If you don’t believe that a client’s idea will accomplish the result that they are seeking, sometimes the best and most ethical option is to simply pass on the project. While you can’t guarantee a client’s success, it sure feels better working on a project that you believe vs one that you feel is doomed to fail.

#5 – Use Strategy Calls to Book More Work

strategy

Once you have completed the hard work of finding the right clients and building great relationships with them, it’s time to win more projects.

Sadly, emailing existing clients to ask if they have more work for you rarely works all that well. It’s not that they don’t want to keep working with you, it’s that they haven’t given much thought to how your services can help them solve even more problems in their business. But there’s a much more effective approach:

Work with the client to identify problems in their business that your services can solve, and show them how you’ll do it.

This can be done by setting a “strategy call” with your client every quarter or so. The goal of the call isn’t necessarily sales (even though it often leads to more work). The goal is to sit down with the client and find out how the work you’ve done is benefiting their business, what they might be struggling with, and ultimately to use your expertise to point them in the right direction to solve these problems.

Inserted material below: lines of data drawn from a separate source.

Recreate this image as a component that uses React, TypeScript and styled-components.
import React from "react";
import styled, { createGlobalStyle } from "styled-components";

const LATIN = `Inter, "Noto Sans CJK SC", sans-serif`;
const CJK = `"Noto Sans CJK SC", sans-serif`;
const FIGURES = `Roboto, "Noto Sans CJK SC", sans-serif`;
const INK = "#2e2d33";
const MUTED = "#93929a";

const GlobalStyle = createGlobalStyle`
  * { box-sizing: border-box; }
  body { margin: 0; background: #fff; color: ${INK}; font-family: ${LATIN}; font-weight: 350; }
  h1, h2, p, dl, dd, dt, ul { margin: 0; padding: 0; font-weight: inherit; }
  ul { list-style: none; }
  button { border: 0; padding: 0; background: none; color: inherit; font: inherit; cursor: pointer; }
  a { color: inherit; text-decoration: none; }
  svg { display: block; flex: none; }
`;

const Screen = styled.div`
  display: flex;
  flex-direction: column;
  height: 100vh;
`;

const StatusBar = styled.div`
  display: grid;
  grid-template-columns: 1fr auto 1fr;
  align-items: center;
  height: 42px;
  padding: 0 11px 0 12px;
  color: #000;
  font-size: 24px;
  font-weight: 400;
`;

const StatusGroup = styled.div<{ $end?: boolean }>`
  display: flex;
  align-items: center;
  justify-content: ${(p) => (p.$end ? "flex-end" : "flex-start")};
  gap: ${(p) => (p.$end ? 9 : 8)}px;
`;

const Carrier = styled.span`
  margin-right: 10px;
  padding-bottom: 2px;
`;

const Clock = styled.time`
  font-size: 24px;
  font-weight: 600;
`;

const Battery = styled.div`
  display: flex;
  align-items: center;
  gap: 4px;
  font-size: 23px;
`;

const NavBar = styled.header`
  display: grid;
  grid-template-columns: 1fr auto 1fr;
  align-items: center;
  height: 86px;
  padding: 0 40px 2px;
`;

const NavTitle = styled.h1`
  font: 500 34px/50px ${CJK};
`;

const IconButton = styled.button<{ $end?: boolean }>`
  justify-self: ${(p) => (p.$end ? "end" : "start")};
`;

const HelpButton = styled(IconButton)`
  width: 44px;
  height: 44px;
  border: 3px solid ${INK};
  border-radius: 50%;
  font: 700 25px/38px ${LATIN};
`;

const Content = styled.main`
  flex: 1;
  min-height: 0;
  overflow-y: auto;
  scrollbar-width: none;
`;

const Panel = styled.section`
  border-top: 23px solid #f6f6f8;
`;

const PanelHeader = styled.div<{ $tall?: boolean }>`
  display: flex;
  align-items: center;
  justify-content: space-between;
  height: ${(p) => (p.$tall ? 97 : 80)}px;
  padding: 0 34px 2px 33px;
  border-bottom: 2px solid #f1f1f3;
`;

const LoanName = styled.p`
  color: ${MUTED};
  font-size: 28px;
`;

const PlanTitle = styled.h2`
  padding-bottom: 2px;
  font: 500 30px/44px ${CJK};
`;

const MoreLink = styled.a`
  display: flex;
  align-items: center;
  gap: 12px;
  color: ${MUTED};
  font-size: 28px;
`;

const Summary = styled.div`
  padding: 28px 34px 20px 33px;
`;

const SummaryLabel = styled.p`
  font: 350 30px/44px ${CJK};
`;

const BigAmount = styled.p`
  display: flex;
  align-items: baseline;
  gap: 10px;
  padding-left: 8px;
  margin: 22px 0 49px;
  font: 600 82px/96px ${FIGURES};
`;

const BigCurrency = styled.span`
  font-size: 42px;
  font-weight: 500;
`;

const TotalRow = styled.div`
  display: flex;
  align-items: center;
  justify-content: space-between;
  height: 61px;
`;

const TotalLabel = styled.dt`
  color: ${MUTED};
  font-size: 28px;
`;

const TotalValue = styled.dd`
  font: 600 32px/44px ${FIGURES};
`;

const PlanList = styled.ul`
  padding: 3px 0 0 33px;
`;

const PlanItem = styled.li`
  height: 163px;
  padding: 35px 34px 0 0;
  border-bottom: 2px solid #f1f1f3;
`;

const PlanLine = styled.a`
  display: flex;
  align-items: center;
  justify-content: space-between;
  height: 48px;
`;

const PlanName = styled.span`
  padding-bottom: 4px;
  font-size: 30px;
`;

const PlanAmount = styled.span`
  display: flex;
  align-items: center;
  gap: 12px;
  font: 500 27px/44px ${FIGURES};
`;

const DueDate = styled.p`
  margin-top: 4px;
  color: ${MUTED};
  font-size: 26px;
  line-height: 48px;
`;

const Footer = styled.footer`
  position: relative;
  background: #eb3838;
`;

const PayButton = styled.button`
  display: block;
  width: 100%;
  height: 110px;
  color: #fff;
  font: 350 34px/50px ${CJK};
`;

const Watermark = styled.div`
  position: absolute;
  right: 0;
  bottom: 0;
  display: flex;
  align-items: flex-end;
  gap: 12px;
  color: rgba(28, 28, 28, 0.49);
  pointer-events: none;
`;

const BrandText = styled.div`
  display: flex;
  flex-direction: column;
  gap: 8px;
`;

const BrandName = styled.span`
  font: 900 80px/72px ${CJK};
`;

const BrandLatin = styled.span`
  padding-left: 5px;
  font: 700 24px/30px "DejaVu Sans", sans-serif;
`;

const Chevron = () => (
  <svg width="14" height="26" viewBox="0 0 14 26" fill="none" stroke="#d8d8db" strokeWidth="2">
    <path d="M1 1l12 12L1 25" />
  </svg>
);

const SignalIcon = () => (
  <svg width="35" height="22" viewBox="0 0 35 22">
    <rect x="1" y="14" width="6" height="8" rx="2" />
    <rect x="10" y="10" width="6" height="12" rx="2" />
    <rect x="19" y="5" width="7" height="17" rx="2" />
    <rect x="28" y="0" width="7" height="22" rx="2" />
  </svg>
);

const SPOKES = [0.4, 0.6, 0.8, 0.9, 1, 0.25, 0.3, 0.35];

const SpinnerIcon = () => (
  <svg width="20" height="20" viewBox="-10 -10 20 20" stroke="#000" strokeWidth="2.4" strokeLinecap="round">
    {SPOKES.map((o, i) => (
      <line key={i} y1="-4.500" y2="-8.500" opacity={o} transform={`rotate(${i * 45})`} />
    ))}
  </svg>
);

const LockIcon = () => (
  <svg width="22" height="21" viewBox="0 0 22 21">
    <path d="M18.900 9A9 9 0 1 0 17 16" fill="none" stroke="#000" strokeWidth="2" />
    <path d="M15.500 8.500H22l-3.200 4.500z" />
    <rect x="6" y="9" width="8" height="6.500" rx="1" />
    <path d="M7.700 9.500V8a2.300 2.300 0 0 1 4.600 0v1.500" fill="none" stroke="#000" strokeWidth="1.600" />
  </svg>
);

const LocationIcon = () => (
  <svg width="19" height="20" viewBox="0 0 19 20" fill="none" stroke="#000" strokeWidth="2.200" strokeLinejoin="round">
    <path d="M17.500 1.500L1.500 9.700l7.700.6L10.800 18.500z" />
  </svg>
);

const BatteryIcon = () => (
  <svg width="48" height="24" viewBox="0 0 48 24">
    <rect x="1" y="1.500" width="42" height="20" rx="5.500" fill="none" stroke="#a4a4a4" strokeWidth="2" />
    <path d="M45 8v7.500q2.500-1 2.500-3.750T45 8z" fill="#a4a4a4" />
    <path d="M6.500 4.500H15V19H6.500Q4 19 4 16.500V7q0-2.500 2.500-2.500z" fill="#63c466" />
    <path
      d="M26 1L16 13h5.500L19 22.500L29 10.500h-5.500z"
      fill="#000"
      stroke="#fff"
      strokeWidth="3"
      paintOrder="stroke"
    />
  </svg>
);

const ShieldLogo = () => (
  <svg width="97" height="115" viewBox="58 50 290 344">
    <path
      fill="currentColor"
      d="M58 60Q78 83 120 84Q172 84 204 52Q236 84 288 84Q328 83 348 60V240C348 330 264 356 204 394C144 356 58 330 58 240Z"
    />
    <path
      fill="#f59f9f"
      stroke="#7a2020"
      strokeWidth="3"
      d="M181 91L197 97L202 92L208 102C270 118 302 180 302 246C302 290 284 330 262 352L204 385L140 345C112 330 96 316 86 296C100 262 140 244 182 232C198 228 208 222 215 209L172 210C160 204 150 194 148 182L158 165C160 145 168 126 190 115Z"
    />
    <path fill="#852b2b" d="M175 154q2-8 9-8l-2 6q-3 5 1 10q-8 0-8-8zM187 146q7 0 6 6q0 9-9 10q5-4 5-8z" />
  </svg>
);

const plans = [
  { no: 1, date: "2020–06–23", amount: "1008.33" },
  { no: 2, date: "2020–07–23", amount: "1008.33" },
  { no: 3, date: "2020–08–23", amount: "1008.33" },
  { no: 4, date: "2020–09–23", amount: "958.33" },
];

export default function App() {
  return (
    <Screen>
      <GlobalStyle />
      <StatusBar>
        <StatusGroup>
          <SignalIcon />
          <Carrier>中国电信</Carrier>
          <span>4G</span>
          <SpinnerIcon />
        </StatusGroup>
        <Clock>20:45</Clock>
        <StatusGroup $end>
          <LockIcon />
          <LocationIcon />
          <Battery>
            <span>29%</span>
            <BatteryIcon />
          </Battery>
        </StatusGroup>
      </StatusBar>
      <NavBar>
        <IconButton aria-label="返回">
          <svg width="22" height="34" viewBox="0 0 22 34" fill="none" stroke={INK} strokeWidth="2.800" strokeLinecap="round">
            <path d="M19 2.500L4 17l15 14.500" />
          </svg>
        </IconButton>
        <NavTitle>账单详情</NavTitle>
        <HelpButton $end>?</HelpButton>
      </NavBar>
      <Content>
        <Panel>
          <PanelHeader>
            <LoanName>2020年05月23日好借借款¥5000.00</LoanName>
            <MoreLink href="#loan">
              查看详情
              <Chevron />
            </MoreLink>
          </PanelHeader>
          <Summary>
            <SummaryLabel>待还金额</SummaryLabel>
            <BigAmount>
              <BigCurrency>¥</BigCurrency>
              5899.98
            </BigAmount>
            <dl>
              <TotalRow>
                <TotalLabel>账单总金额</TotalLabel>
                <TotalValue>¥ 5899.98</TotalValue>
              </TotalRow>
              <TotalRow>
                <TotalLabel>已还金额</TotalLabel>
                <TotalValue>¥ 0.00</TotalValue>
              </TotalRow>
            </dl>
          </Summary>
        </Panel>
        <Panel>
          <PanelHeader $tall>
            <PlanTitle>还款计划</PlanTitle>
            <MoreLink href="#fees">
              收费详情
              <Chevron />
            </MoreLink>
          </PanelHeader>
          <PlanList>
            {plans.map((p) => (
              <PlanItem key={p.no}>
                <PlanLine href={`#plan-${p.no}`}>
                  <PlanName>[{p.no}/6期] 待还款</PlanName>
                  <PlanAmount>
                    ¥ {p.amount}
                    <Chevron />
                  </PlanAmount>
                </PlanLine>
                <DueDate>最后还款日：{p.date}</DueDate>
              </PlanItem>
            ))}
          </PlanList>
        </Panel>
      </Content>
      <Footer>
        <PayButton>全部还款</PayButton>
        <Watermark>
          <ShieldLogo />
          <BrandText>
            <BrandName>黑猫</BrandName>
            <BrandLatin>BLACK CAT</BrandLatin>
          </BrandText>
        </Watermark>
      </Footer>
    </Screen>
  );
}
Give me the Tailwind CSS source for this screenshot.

Done right, these calls are highly appreciated by clients because it’s a chance to have an expert (you) to give a fresh assessment of what they are doing well, and where they are overlooking opportunities. Your client should walk away with insights, even if they don’t always result in more work.

Learn more about how to use strategy calls to win freelance clients.

Putting it all Together

Winning clients takes real work and time. By building deeper, long-term client relationships, you ultimately get a “roster” of great clients. In turn, you get to spend far more time doing the work you love, and doing it for people who you love working with.